Auch andere Forderungen des SPD-Antrags können von uns unterstützt werden, insbesondere die strengeren Rahmenvorgaben für Geldspielgeräte. Dies setzt allerdings voraus, dass die Einhaltung der Vorgaben durch Sachverständige auch vor Ort kontrolliert werden kann. Gerade diese Kontrollen vor Ort will die Bundesregierung aber jetzt abschaffen. Eine sinnvolle Begründung hat sie bislang dafür nicht abgegeben. Das fiele auch schwer, waren es in den vergangenen Jahren gerade diese Sachverständigen, die auf Manipulations- und Umgehungsmöglichkeiten hingewiesen hatten. Vielleicht ist gerade das aber auch der Grund für die Abschaffung.

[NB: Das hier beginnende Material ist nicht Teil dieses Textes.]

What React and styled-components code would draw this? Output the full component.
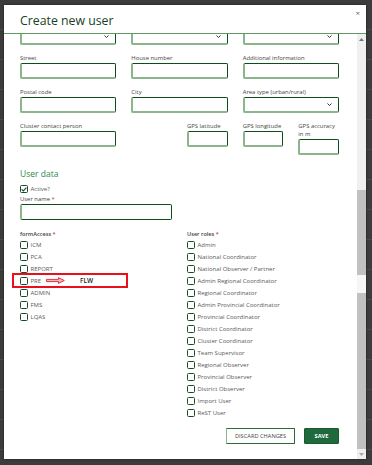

Liebe Kolleginnen und Kollegen aus den Regierungsfraktionen, wirksamer Spielerschutz und eine effektive Suchtprävention sind kein Ausdruck von Wirtschaftsfeindlichkeit. Sie entspringen einer nüchternen Kosten-Nutzen-Bilanz. Die negativen Auswirkungen, die gesellschaftlichen Probleme und auch die sozialen Kosten, die die Spielautomatenindustrie hierzulande zu verantworten hat, überwiegen bei Weitem das, was diese Branche wirtschaftlich zur Entwicklung Deutschlands beiträgt. Anstatt den Wünschen gerade dieser Szene blind Folge zu leisten, sollten Sie sich die Mühe machen, sich mit den Folgen genauer zu beschäftigen. Wenn Sie dies wirklich einmal täten, würden auch Ihre Reformvorschläge anders aussehen.